Confuse et sans direction claire, la nouvelle série de Joss Whedon, The Nevers, a tout d’une déception… jusqu’à un dernier épisode réellement surprenant, qui a l’intelligence de rebattre toutes les cartes. Avec le départ annoncé de Whedon, tout est désormais possible pour la seconde saison.
Pour certaines personnes, Joss Whedon est une star de la série TV, et ce depuis le séminal Buffy contre les Vampires, qui date de la fin du siècle dernier. Et le fait qu’on ait du mal à s’émerveiller devant Angel, Firefly, Dollhouse ou ses plus récentes collaborations avec l’écurie Disney / Marvel n’y change apparemment rien… La sortie de sa nouvelle série The Nevers (qui ne se passe pas dans la Nièvre mais à Londres, évitons tout de suite les malentendus !) a excité une grosse partie de la blogosphère. Enfin, jusqu’à ce qu’on découvre que la star avait finalement quitté la série – rattrapé semble-t-il par les désormais habituelles accusations de comportement inacceptable -, qui se poursuivrait donc a priori sans lui, laissant sa « vision d’artiste » sur le carreau.

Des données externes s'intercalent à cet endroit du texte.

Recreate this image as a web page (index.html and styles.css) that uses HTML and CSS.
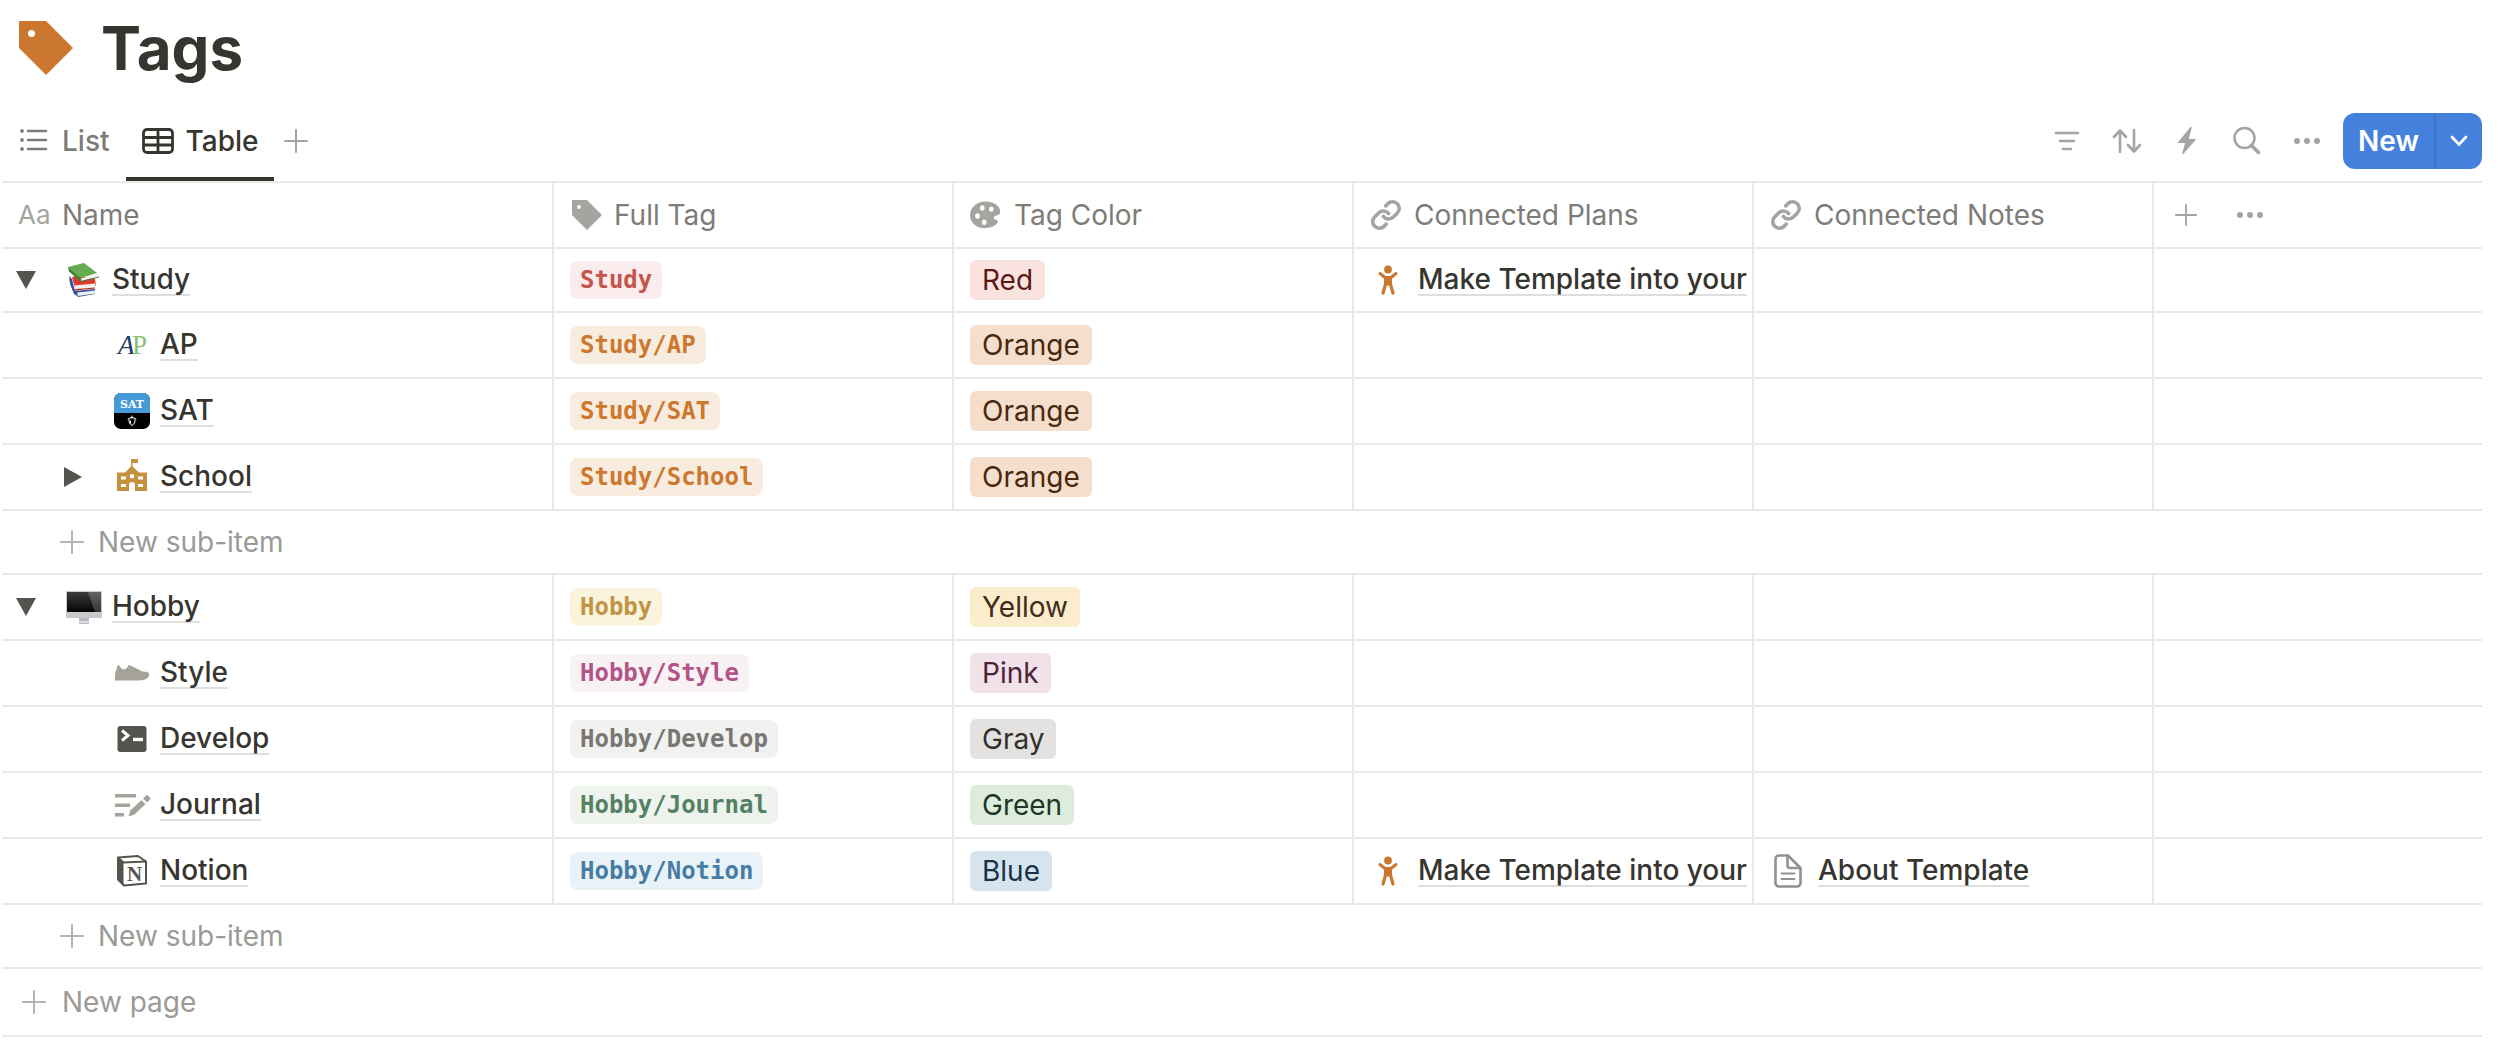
FILE: index.html
```html
<!DOCTYPE html>
<html lang="en">
<head>
  <meta charset="UTF-8" />
  <meta name="viewport" content="width=device-width, initial-scale=1" />
  <title>Tags</title>
  <link rel="stylesheet" href="styles.css">
</head>
<body>

<!-- Shared icons -->
<svg class="sprite" aria-hidden="true">
  <symbol id="i-tag" viewBox="0 0 54 54">
    <path fill-rule="evenodd" d="M0 0h27l27 27-27 27L0 27zM12.500 9a3.500 3.500 0 1 0 0 7 3.500 3.500 0 0 0 0-7z" />
  </symbol>
  <symbol id="i-plus" viewBox="0 0 24 24">
    <path d="M12 1v22M1 12h22" fill="none" stroke="currentColor" stroke-width="2" stroke-linecap="round" />
  </symbol>
  <symbol id="i-dots" viewBox="0 0 26 8">
    <circle cx="3" cy="4" r="3" /><circle cx="13" cy="4" r="3" /><circle cx="23" cy="4" r="3" />
  </symbol>
  <symbol id="i-link" viewBox="0 0 24 24">
    <g fill="none" stroke="currentColor" stroke-width="2.700" stroke-linecap="round" stroke-linejoin="round">
      <path d="M10 13a5 5 0 0 0 7.540.540l3-3a5 5 0 0 0-7.070-7.070l-1.720 1.710" />
      <path d="M14 11a5 5 0 0 0-7.540-.540l-3 3a5 5 0 0 0 7.070 7.070l1.710-1.710" />
    </g>
  </symbol>
  <symbol id="i-person" viewBox="0 0 20 30">
    <circle cx="10" cy="4.500" r="3.900" />
    <path d="M2 8.500l5 4h6l5-4" fill="none" stroke="currentColor" stroke-width="3" stroke-linecap="round" stroke-linejoin="round" />
    <path d="M6 11.500h8v9H6z" />
    <path d="M7.500 19L5 28M12.500 19l2.500 9" fill="none" stroke="currentColor" stroke-width="3.200" stroke-linecap="round" />
  </symbol>
  <symbol id="i-down" viewBox="0 0 20 18"><path d="M0 0h20L10 18z" /></symbol>
  <symbol id="i-right" viewBox="0 0 18 20"><path d="M0 0v20l18-10z" /></symbol>
</svg>

<main class="page">
  <header class="page-header">
    <svg class="page-icon"><use href="#i-tag" /></svg>
    <h1>Tags</h1>
  </header>

  <div class="view-bar">
    <div class="tabs">
      <button class="tab">
        <svg class="icon" viewBox="0 0 32 32">
          <path d="M10 6h18M10 15h18M10 24h18" fill="none" stroke="currentColor" stroke-width="2.600" stroke-linecap="round" />
          <circle cx="4" cy="6" r="1.900" /><circle cx="4" cy="15" r="1.900" /><circle cx="4" cy="24" r="1.900" />
        </svg>
        List
      </button>
      <button class="tab active">
        <svg class="icon" viewBox="0 0 32 32">
          <path d="M5 4.500h22a3.500 3.500 0 0 1 3.500 3.500v16a3.500 3.500 0 0 1-3.500 3.500H5A3.500 3.500 0 0 1 1.500 24V8A3.500 3.500 0 0 1 5 4.500zM1.500 12.500h29M1.500 20h29M16 5v22" fill="none" stroke="currentColor" stroke-width="2.800" />
        </svg>
        Table
      </button>
      <button class="add-view" aria-label="Add view"><svg class="plus"><use href="#i-plus" /></svg></button>
    </div>

    <div class="tools">
      <button class="tool" aria-label="Filter">
        <svg class="icon" viewBox="0 0 32 32">
          <path d="M5 8h22M9 16h14M12 24h8" fill="none" stroke="currentColor" stroke-width="2.600" stroke-linecap="round" />
        </svg>
      </button>
      <button class="tool" aria-label="Sort">
        <svg class="icon" viewBox="0 0 32 32">
          <path d="M9 27V6M3 12l6-6.500 6 6.500M23 5v21M17 20l6 6.500 6-6.500" fill="none" stroke="currentColor" stroke-width="2.600" stroke-linecap="round" stroke-linejoin="round" />
        </svg>
      </button>
      <button class="tool" aria-label="Automations">
        <svg class="icon" viewBox="0 0 32 32">
          <path d="M19.500 2L7 17.200q-.500.800.500.800h6.500l-2.800 10.800q-.100 1.200.900.400L24.700 14.800q.600-.800-.400-.800h-6.500l2.900-11.300q0-1.500-1.200-.700z" />
        </svg>
      </button>
      <button class="tool" aria-label="Search">
        <svg class="icon" viewBox="0 0 32 32">
          <circle cx="13.500" cy="13" r="10" fill="none" stroke="currentColor" stroke-width="2.600" />
          <path d="M20.500 20.500l7 7" fill="none" stroke="currentColor" stroke-width="3.600" stroke-linecap="round" />
        </svg>
      </button>
      <button class="tool" aria-label="More"><svg class="dots"><use href="#i-dots" /></svg></button>
      <div class="new-group">
        <button class="new-btn">New</button>
        <button class="new-menu" aria-label="New from template">
          <svg class="chevron" viewBox="0 0 18 12">
            <path d="M2 2l7 7.500L16 2" fill="none" stroke="currentColor" stroke-width="2.600" stroke-linecap="round" />
          </svg>
        </button>
      </div>
    </div>
  </div>

  <table class="db">
    <colgroup>
      <col class="col-name">
      <col class="col-prop">
      <col class="col-prop">
      <col class="col-prop">
      <col class="col-prop">
      <col>
    </colgroup>
    <thead>
      <tr>
        <th><div class="head"><span class="aa">Aa</span>Name</div></th>
        <th><div class="head"><svg class="icon small"><use href="#i-tag" /></svg>Full Tag</div></th>
        <th>
          <div class="head">
            <svg class="icon" viewBox="0 0 32 32">
              <path fill-rule="evenodd" d="M15.500 2.500C7 2.500 0 8.500 0 16.200c0 7.300 6.300 13 14.500 13 5.500 0 9-1.500 12.300-4.400 1.700-1.600 1-3.600-.8-4-2.800-.600-3.200-3.600-.200-4.100 3-.400 4.400-1.300 4.400-4.200C30.200 7 24 2.500 15.500 2.500zM12.300 6.300a2.300 2.700 0 1 1 0 5.400 2.300 2.700 0 0 1 0-5.400zM21.300 7.400a2.300 2.700 0 1 1 0 5.400 2.300 2.700 0 0 1 0-5.400zM7.500 14.300a2.300 2.700 0 1 1 0 5.400 2.300 2.700 0 0 1 0-5.400zM14.200 20.500a2.300 2.700 0 1 1 0 5.400 2.300 2.700 0 0 1 0-5.400z" />
            </svg>
            Tag Color
          </div>
        </th>
        <th><div class="head"><svg class="icon"><use href="#i-link" /></svg>Connected Plans</div></th>
        <th><div class="head"><svg class="icon"><use href="#i-link" /></svg>Connected Notes</div></th>
        <th class="head-actions">
          <div class="head-buttons">
            <button aria-label="Add property"><svg class="plus"><use href="#i-plus" /></svg></button>
            <button aria-label="Property options"><svg class="dots"><use href="#i-dots" /></svg></button>
          </div>
        </th>
      </tr>
    </thead>

    <tbody>
      <tr class="first">
        <td>
          <div class="name">
            <button class="toggle" aria-label="Collapse Study"><svg class="arrow"><use href="#i-down" /></svg></button>
            <svg class="page-ico" viewBox="0 0 36 36">
              <path d="M3 14l3 3 3 12 2 5-3-2-4-10z" fill="#33529f" />
              <path d="M8 29l21-2v5l-17 3z" fill="#2d4a9c" />
              <path d="M11 30.500l18-2 1 3-18 2.500z" fill="#eceef2" />
              <path d="M6 15l4-1 19 3 1 7-21 2z" fill="#dc3a2c" />
              <path d="M8 23.500l21-2 1 4-20 2z" fill="#f3f1f1" />
              <path d="M8 27.300l21-1.700v1l-20 2z" fill="#b9281f" />
              <path d="M2 5L18 1l13 10-16 5z" fill="#67ab50" />
              <path d="M2 5l13 11v4L3 9.500z" fill="#3f7f36" />
              <path d="M15 16.500l17-4.500v2.500L15.500 19z" fill="#f4f4f2" />
              <path d="M15 19l18-4.500v1L15.500 20z" fill="#3f7f36" />
            </svg>
            <a href="#">Study</a>
          </div>
        </td>
        <td><code class="code red">Study</code></td>
        <td><span class="pill pill-red">Red</span></td>
        <td><div class="rel"><svg class="page-ico person"><use href="#i-person" /></svg><a href="#">Make Template into your</a></div></td>
        <td></td>
        <td></td>
      </tr>
      <tr>
        <td>
          <div class="name child">
            <span class="toggle"></span>
            <svg class="page-ico" viewBox="0 0 36 36">
              <text class="ap-a" x="4" y="27">A</text>
              <text class="ap-p" x="18" y="27">P</text>
            </svg>
            <a href="#">AP</a>
          </div>
        </td>
        <td><code class="code orange">Study/AP</code></td>
        <td><span class="pill pill-orange">Orange</span></td>
        <td></td>
        <td></td>
        <td></td>
      </tr>
      <tr>
        <td>
          <div class="name child">
            <span class="toggle"></span>
            <svg class="page-ico" viewBox="0 0 36 36">
              <rect width="36" height="36" rx="7" fill="#000" />
              <path d="M0 20V7a7 7 0 0 1 7-7h22a7 7 0 0 1 7 7v13z" fill="#459ad8" />
              <text class="sat" x="18" y="15">SAT</text>
              <path d="M14 26q4-3 8 0M15 26.500q-.500 4 3 6 3.500-2 3-6M18 25v-2M16.500 28v2" fill="none" stroke="#fff" stroke-width="1" stroke-linecap="round" />
            </svg>
            <a href="#">SAT</a>
          </div>
        </td>
        <td><code class="code orange">Study/SAT</code></td>
        <td><span class="pill pill-orange">Orange</span></td>
        <td></td>
        <td></td>
        <td></td>
      </tr>
      <tr>
        <td>
          <div class="name child">
            <button class="toggle" aria-label="Expand School"><svg class="arrow side"><use href="#i-right" /></svg></button>
            <svg class="page-ico ico-gold" viewBox="0 0 36 36">
              <path fill-rule="evenodd" d="M17 0h7v4h-5.500v3.500l6.500 6h8V32H21v-6a3 3 0 0 0-6 0v6H3V13.500h8l6-6zM18 15a2.300 2.300 0 1 0 0 4.600 2.300 2.300 0 0 0 0-4.600zM7 17.500v3h5v-3zM24 17.500v3h5v-3zM7 25v3h5v-3zM24 25v3h5v-3z" />
            </svg>
            <a href="#">School</a>
          </div>
        </td>
        <td><code class="code orange">Study/School</code></td>
        <td><span class="pill pill-orange">Orange</span></td>
        <td></td>
        <td></td>
        <td></td>
      </tr>
      <tr class="sub">
        <td colspan="6"><button class="add add-sub"><svg class="plus"><use href="#i-plus" /></svg>New sub-item</button></td>
      </tr>
    </tbody>

    <tbody>
      <tr>
        <td>
          <div class="name">
            <button class="toggle" aria-label="Collapse Hobby"><svg class="arrow"><use href="#i-down" /></svg></button>
            <svg class="page-ico" viewBox="0 0 36 36">
              <defs>
                <linearGradient id="screen" x1="0" y1="0" x2="0" y2="1">
                  <stop offset="0" stop-color="#3c3c3c" />
                  <stop offset="1" stop-color="#050505" />
                </linearGradient>
              </defs>
              <path d="M13 28h10v7H13z" fill="#b9b9be" />
              <path d="M13 32h10v2H13z" fill="#dcdce0" />
              <rect y="2" width="36" height="27" rx="1" fill="#c9c9ce" />
              <rect x="1" y="3" width="34" height="20" fill="url(#screen)" />
              <path d="M22 3h13v20h-6z" fill="#fff" opacity=".2" />
            </svg>
            <a href="#">Hobby</a>
          </div>
        </td>
        <td><code class="code yellow">Hobby</code></td>
        <td><span class="pill pill-yellow">Yellow</span></td>
        <td></td>
        <td></td>
        <td></td>
      </tr>
      <tr>
        <td>
          <div class="name child">
            <span class="toggle"></span>
            <svg class="page-ico ico-gray" viewBox="0 0 36 36">
              <path d="M3.500 10.500q1-1 2 .500 2 3.500 5 3.500 2.500-.500 3.500-3.500 1-1.500 2.500-.500 2.500 1.500 4 2l8 4 5 .500q1.500.500 1.500 2.500v1.500q-1 2.500-4 3.500-3 1-6 1H1q-.500-3 .500-8z" />
            </svg>
            <a href="#">Style</a>
          </div>
        </td>
        <td><code class="code pink">Hobby/Style</code></td>
        <td><span class="pill pill-pink">Pink</span></td>
        <td></td>
        <td></td>
        <td></td>
      </tr>
      <tr>
        <td>
          <div class="name child">
            <span class="toggle"></span>
            <svg class="page-ico" viewBox="0 0 36 36">
              <rect x="3.500" y="5" width="29" height="26" rx="3" fill="#55534e" />
              <path d="M8 9.500l6 5-6 5" fill="none" stroke="#fff" stroke-width="3" />
              <path d="M19 18.500h10" stroke="#fff" stroke-width="3.400" />
            </svg>
            <a href="#">Develop</a>
          </div>
        </td>
        <td><code class="code gray">Hobby/Develop</code></td>
        <td><span class="pill pill-gray">Gray</span></td>
        <td></td>
        <td></td>
        <td></td>
      </tr>
      <tr>
        <td>
          <div class="name child">
            <span class="toggle"></span>
            <svg class="page-ico ico-gray" viewBox="0 0 36 36">
              <path d="M1 7h21v3.400H1zM1 16.500h15v3.400H1zM1 26h9v3.400H1z" />
              <path d="M27.500 13l4 4-11 10.500-6 2 1.800-6zM29 11.500L33 7.700l4 4-4 3.800z" />
            </svg>
            <a href="#">Journal</a>
          </div>
        </td>
        <td><code class="code green">Hobby/Journal</code></td>
        <td><span class="pill pill-green">Green</span></td>
        <td></td>
        <td></td>
        <td></td>
      </tr>
      <tr>
        <td>
          <div class="name child">
            <span class="toggle"></span>
            <svg class="page-ico" viewBox="0 0 36 36">
              <path d="M4 4.500L24 3l8 5.500v22L10 32.500l-6-6z" fill="#fff" stroke="#55534e" stroke-width="2" stroke-linejoin="round" />
              <path d="M4 4.500l5.500 5V32L4 26.500z" fill="#55534e" />
              <path d="M4 4.500l5.500 5L32 8.500" fill="none" stroke="#55534e" stroke-width="2" />
              <text class="notion-n" x="20.500" y="28">N</text>
            </svg>
            <a href="#">Notion</a>
          </div>
        </td>
        <td><code class="code blue">Hobby/Notion</code></td>
        <td><span class="pill pill-blue">Blue</span></td>
        <td><div class="rel"><svg class="page-ico person"><use href="#i-person" /></svg><a href="#">Make Template into your</a></div></td>
        <td>
          <div class="rel">
            <svg class="page-ico ico-doc" viewBox="0 0 36 36">
              <path d="M9 2.500h9L30.500 15v15a3.500 3.500 0 0 1-3.500 3.500H9A3.500 3.500 0 0 1 5.500 30V6A3.500 3.500 0 0 1 9 2.500z" />
              <path d="M17.500 3v9.500q0 2.500 2.500 2.500h10" />
              <path d="M11.500 20.500h13M11.500 26h13" stroke-width="1.800" stroke-linecap="round" />
            </svg>
            <a href="#">About Template</a>
          </div>
        </td>
        <td></td>
      </tr>
      <tr class="sub">
        <td colspan="6"><button class="add add-sub"><svg class="plus"><use href="#i-plus" /></svg>New sub-item</button></td>
      </tr>
    </tbody>

    <tfoot>
      <tr>
        <td colspan="6"><button class="add"><svg class="plus"><use href="#i-plus" /></svg>New page</button></td>
      </tr>
    </tfoot>
  </table>
</main>

</body>
</html>
```

FILE: styles.css
```css
/* Reset and font */
* {
  box-sizing: border-box;
}
body {
  margin: 0;
  background: #fff;
  color: #37352f;
  font-family: Inter, "Liberation Sans", sans-serif;
  font-size: 28px;
  line-height: 34px;
}
button {
  display: flex;
  align-items: center;
  padding: 0;
  border: none;
  background: none;
  color: inherit;
  font: inherit;
  cursor: pointer;
}
svg {
  display: block;
  flex: none;
  fill: currentColor;
  overflow: visible;
}
.sprite {
  position: absolute;
  width: 0;
  height: 0;
}

.page {
  padding: 0 16px 0 2px;
}

/* Title */
.page-header {
  display: flex;
  align-items: center;
  gap: 28px;
  padding: 9px 17px 14px;
}
.page-icon {
  width: 54px;
  height: 54px;
  color: #cb772f;
}
h1 {
  margin: 0;
  font-size: 60px;
  line-height: 78px;
  font-weight: 700;
}

/* View tabs and toolbar */
.view-bar {
  display: flex;
  justify-content: space-between;
  height: 80px;
}
.tabs,
.tools {
  display: flex;
  align-items: center;
}
.icon {
  width: 32px;
  height: 32px;
}
.icon.small {
  width: 30px;
  height: 30px;
  margin-left: 2px;
}
.plus {
  width: 24px;
  height: 24px;
}
.dots {
  width: 26px;
  height: 8px;
}
.tab {
  gap: 12px;
  height: 80px;
  padding: 4px 16px 0;
  border-bottom: 4px solid transparent;
  font-weight: 500;
  color: #7d7c78;
}
.tab.active {
  border-bottom-color: #37352f;
  color: #37352f;
}
.add-view {
  padding: 0 10px;
  color: #a5a4a0;
}
.tool {
  justify-content: center;
  width: 60px;
  height: 56px;
  color: #a5a4a0;
}
.new-group {
  display: flex;
  height: 56px;
  margin-left: 6px;
  border-radius: 12px;
  overflow: hidden;
  background: #4381dc;
  color: #fff;
}
.new-btn {
  padding: 0 15px;
  border-right: 2px solid #4075c2;
  font-weight: 600;
}
.new-menu {
  justify-content: center;
  width: 46px;
}
.chevron {
  width: 18px;
  height: 12px;
}

/* Database table */
.db {
  width: 100%;
  table-layout: fixed;
  border-collapse: separate;
  border-spacing: 0;
}
.col-name {
  width: 552px;
}
.col-prop {
  width: 400px;
}
.db th,
.db td {
  height: 66px;
  padding: 0 16px;
  border-right: 2px solid #e9e9e7;
  border-bottom: 2px solid #e9e9e7;
  text-align: left;
  vertical-align: middle;
  white-space: nowrap;
}
.db th {
  height: 68px;
  border-top: 2px solid #e9e9e7;
  color: #7d7c78;
  font-weight: 400;
}
.db th:last-child,
.db td:last-child {
  border-right: none;
}
.db .first td,
.db .sub td {
  height: 64px;
}
.db tfoot td {
  height: 68px;
}

.head {
  display: flex;
  align-items: center;
  gap: 12px;
}
.head .icon,
.aa {
  color: #a5a4a0;
}
.aa {
  width: 32px;
  font-size: 26px;
}
.db .head-actions {
  padding: 0;
}
.head-buttons {
  display: flex;
  color: #a5a4a0;
}
.head-buttons button {
  justify-content: center;
  width: 64px;
  height: 64px;
}
.head-buttons .plus {
  width: 22px;
  height: 22px;
}

.name,
.rel {
  display: flex;
  align-items: center;
  gap: 12px;
}
.name {
  gap: 10px;
}
.name.child {
  padding-left: 48px;
}
.toggle {
  width: 38px;
}
.arrow {
  width: 20px;
  height: 18px;
  margin-left: -2px;
  color: #55534e;
}
.arrow.side {
  width: 18px;
  height: 20px;
}
.page-ico {
  width: 36px;
  height: 36px;
}
.person {
  height: 30px;
  color: #cb772f;
}
.ico-gold {
  color: #c4913f;
}
.ico-gray {
  color: #a5a299;
}
.ico-doc {
  fill: none;
  stroke: #91918e;
  stroke-width: 2.6;
  stroke-linejoin: round;
}
.name a,
.rel a {
  border-bottom: 2px solid #dededc;
  color: #37352f;
  font-weight: 500;
  line-height: 30px;
  text-decoration: none;
}

/* Text inside page icons */
.ap-a,
.ap-p {
  font-family: "Liberation Serif", serif;
  font-size: 27px;
}
.ap-a {
  fill: #1d3f68;
  font-style: italic;
}
.ap-p {
  fill: #86c06f;
}
.sat {
  fill: #fff;
  font: 700 11px "DejaVu Serif", serif;
  text-anchor: middle;
}
.notion-n {
  fill: #55534e;
  font: 700 21px "Liberation Serif", serif;
  text-anchor: middle;
}

/* Inline code tags */
.code {
  display: inline-block;
  padding: 0 10px;
  border-radius: 8px;
  font-family: "DejaVu Sans Mono", monospace;
  font-size: 24px;
  font-weight: 700;
  line-height: 38px;
  vertical-align: middle;
}
.red { color: #c4554d; background: #faecec; }
.orange { color: #cc782f; background: #f8ecdf; }
.yellow { color: #c29343; background: #faf3dd; }
.pink { color: #b35488; background: #f9f2f5; }
.gray { color: #787774; background: #f1f1ef; }
.green { color: #548164; background: #eef3ed; }
.blue { color: #487ca5; background: #e9f3f7; }

/* Select options */
.pill {
  display: inline-block;
  padding: 0 12px;
  border-radius: 6px;
  line-height: 40px;
  vertical-align: middle;
}
.pill-red { color: #5d1715; background: #fae3de; }
.pill-orange { color: #49290e; background: #f6decc; }
.pill-yellow { color: #402c1b; background: #faeccc; }
.pill-pink { color: #4c2337; background: #f1e1e9; }
.pill-gray { color: #32302c; background: #e3e2e0; }
.pill-green { color: #1c3829; background: #deecdc; }
.pill-blue { color: #183347; background: #d6e4ee; }

.add {
  gap: 16px;
  padding-left: 4px;
  color: #9b9a97;
}
.add .plus {
  color: #b5b4b2;
}
.add-sub {
  gap: 14px;
  padding-left: 42px;
}
```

Mais The Nevers, c’est quoi, en fait ? Eh bien ça ressemble salement à une version de X-Men steam-punk située dans l’Angleterre victorienne ! À la suite d’une intervention improbable d’extra-terrestres, une certaine partie de la population anglaise a développé des « super-pouvoirs » en une sorte de mutation instantanée, ce qui inquiète beaucoup le pouvoir politique de l’époque. C’est que nos mutants sont surtout des femmes, ou des hommes « non-blancs » (c’est d’ailleurs étonnant combien il y a dans le Londres du XIXè siècle de « non-blancs », mais on est là en plein milieu des nouvelles conventions « woke » bien de notre temps). Comme dans X-Men, il y a les bons mutants (pardon, les bons « Touched ») menés par la teigneuse Amalia True (Laura Donnelly, plutôt convaincante, d’ailleurs dans la manière dont elle cogne les mâles récalcitrants…) qui prônent l’intégration, et les mauvais, conduits par la bien nommée Maladie, parce qu’évidemment dans une série anglaise qui se respecte, les révolutionnaires barbares ne peuvent qu’être français.
Tout cela est bien joli, et pas plus bête qu’autre chose, mais le téléspectateur se trouvera rapidement perdu au milieu d’une multitudes personnages – une bonne vingtaine, au bas mot – qui se partagent l’écran sans qu’il soit vraiment possible de comprendre leurs motivations, et d’une prolifération d’intrigues qui font du sur-place comme si cette première saison n’était en fait qu’une interminable scène d’exposition, sans déboucher sur grand-chose de consistant. Les fans de Whedon peuvent bien entendu louer « l’ampleur de la vision » de leur idole, on se contentera de leur rétorquer que, Whedon ayant abandonné le bateau, ceux qui restent vont devoir ramer sec pour tirer quelque chose de ce grand capharnaüm. Quant au prétendu aspect « féministe » du propos de Whedon, si l’on doit reconnaître que le sujet pouvait sembler l’amorce d’une réflexion sur une possible société féminine, alternative à l’horreur masculine qui conduit la planète à sa perte, il nous faut également déchanter : rien ne traduit franchement ce projet en actes, et la fiction n’en fait pas grand-chose…
… Car pour sauver l’humanité, rien de mieux que le principe d’un bon vieux Deus Ex Machina, que Whedon nous sort de sa manche lors d’un dernier épisode qui, on doit l’admettre, ne manque pas de culot. Nous avons d’ailleurs vérifié plusieurs fois au démarrage de l’épisode s’il n’y avait pas erreur sur la plateforme, et si nous n’avions pas été négligemment aiguillés ailleurs… Nous n’en dirons pas plus pour ne pas gâcher le plaisir de ceux qui n’auraient pas encore été victimes du « méga-twist » inventé par les scénaristes en surchauffe. Un twist qui présente, admettons-le, le gros avantage de rebattre considérablement les cartes de la série.
Et de nous donner presque – presque, hein ? – de suivre la saison 2 de The Nevers qui, sans Whedon, pourrait même gagner en clarté, et donc en plaisir pour le téléspectateur.